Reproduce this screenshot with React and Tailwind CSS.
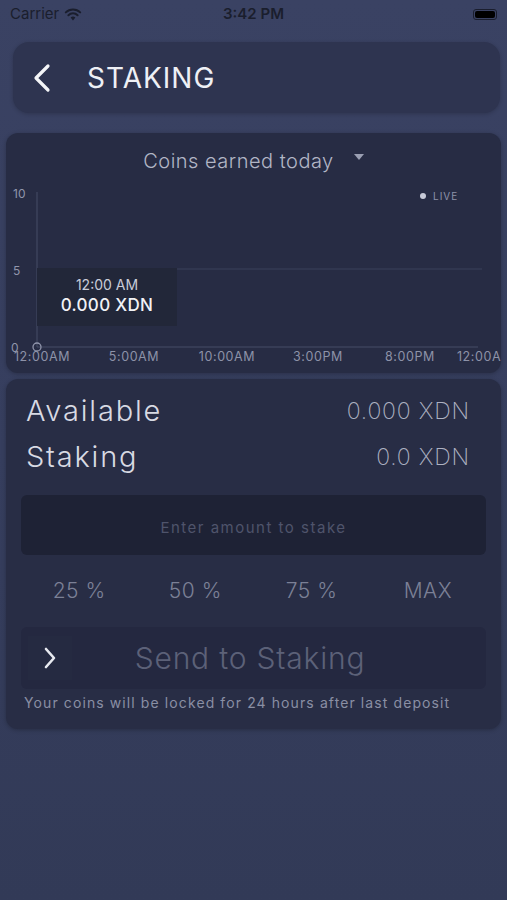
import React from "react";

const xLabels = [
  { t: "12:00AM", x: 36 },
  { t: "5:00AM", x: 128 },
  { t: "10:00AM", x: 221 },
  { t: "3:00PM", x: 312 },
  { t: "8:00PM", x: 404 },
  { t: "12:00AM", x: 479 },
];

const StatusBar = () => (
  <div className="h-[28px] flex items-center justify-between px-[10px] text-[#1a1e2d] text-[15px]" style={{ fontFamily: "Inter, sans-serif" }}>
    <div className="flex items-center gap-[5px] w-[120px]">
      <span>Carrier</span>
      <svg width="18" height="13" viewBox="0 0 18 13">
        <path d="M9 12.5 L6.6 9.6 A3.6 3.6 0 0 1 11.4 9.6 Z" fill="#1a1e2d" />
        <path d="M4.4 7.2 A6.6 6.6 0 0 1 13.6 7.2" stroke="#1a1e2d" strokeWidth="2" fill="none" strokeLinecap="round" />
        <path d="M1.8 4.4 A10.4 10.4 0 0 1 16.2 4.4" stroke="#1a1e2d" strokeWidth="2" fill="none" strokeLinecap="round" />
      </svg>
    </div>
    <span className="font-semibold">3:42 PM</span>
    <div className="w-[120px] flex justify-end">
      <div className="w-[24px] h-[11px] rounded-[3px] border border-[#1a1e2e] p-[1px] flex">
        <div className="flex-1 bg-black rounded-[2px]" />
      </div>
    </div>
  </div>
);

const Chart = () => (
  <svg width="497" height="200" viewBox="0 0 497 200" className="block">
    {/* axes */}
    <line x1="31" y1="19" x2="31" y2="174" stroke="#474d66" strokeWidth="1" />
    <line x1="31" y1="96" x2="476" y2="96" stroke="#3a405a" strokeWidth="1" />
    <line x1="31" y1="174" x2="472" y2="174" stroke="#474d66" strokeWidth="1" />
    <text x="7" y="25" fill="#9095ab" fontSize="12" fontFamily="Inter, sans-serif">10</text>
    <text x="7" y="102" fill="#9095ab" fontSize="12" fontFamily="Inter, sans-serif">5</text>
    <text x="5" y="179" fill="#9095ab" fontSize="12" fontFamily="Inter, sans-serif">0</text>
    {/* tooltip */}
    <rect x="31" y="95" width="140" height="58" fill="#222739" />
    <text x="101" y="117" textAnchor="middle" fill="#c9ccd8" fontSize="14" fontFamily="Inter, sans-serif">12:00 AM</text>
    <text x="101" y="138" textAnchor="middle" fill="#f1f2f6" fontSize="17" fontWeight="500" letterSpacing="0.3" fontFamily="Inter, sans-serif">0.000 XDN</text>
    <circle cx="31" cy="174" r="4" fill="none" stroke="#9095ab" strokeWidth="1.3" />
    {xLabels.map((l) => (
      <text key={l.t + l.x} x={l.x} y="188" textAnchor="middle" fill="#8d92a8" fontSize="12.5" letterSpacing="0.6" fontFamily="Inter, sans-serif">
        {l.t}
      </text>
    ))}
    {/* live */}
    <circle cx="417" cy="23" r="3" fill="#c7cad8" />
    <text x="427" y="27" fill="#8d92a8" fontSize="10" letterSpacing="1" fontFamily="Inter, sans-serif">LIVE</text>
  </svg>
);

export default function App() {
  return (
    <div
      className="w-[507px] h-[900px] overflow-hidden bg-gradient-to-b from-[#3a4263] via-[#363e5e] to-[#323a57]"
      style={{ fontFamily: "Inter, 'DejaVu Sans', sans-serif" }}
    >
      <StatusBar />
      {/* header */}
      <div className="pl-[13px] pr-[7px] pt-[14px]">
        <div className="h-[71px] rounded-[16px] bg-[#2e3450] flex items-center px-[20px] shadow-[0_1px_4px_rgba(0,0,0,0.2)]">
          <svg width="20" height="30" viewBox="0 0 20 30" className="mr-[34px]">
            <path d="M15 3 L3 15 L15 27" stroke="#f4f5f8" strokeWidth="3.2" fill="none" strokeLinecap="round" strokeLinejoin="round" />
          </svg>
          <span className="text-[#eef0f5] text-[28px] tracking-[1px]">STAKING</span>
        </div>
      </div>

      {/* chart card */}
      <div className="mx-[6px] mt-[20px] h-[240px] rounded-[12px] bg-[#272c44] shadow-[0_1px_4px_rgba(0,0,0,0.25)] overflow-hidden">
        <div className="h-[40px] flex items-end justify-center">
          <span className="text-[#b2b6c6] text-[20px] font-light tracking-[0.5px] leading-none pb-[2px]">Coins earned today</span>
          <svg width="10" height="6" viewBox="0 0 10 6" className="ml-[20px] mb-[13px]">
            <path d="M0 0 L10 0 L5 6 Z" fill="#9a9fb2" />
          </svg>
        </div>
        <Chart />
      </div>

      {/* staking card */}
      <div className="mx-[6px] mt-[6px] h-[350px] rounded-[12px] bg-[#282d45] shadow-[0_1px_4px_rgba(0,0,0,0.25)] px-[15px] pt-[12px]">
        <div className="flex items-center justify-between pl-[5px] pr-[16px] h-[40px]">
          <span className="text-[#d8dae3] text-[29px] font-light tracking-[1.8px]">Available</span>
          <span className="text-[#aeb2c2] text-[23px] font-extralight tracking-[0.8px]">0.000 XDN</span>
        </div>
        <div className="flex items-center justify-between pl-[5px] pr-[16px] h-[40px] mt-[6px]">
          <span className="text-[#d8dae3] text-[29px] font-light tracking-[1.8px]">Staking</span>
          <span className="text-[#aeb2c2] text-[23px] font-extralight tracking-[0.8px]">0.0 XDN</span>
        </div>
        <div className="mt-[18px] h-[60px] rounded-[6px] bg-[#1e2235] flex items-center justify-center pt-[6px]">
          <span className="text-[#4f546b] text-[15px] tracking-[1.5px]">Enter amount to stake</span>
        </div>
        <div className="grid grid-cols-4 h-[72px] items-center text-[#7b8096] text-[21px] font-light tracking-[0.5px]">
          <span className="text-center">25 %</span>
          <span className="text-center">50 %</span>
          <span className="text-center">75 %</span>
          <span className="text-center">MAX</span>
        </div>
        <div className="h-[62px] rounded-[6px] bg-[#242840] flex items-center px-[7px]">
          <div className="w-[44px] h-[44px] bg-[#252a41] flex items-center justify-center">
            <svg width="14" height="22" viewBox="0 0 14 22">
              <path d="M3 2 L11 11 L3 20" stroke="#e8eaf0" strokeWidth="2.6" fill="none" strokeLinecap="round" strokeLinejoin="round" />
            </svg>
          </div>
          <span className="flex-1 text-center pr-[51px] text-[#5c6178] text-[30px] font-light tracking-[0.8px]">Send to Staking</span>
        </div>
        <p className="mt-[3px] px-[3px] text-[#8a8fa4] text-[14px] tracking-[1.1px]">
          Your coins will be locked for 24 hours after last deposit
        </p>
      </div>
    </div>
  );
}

________

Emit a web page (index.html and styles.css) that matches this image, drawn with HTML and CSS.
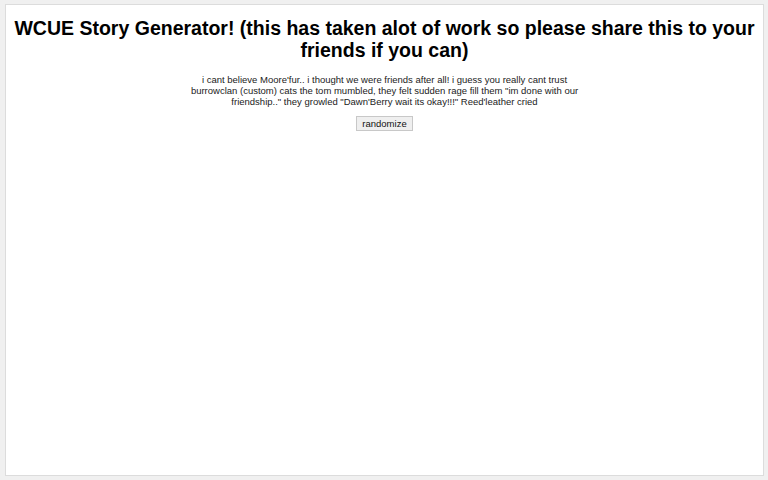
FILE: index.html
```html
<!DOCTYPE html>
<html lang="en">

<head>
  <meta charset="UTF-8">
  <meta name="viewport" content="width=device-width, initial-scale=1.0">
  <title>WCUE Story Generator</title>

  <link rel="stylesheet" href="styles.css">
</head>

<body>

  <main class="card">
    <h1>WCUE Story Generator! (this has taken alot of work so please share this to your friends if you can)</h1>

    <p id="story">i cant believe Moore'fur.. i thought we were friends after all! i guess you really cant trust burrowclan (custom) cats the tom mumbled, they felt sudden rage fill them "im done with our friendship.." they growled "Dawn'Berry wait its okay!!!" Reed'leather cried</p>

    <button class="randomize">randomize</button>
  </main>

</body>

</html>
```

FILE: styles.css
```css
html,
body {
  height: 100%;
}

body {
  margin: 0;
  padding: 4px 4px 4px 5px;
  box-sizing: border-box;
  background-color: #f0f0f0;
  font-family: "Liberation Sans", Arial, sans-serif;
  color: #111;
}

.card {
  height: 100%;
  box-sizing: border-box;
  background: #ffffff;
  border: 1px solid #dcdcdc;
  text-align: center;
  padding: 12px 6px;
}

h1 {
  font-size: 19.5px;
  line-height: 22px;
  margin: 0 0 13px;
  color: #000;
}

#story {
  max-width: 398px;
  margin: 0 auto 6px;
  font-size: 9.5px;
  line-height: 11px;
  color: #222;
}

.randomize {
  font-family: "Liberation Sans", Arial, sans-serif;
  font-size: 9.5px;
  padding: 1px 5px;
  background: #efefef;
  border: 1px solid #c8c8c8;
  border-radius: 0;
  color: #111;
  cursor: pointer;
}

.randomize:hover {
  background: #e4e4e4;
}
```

________

**PROMPT**
Only a number is wanted: how many lines above include "index"?

**EXERCISE RESPONSE**
2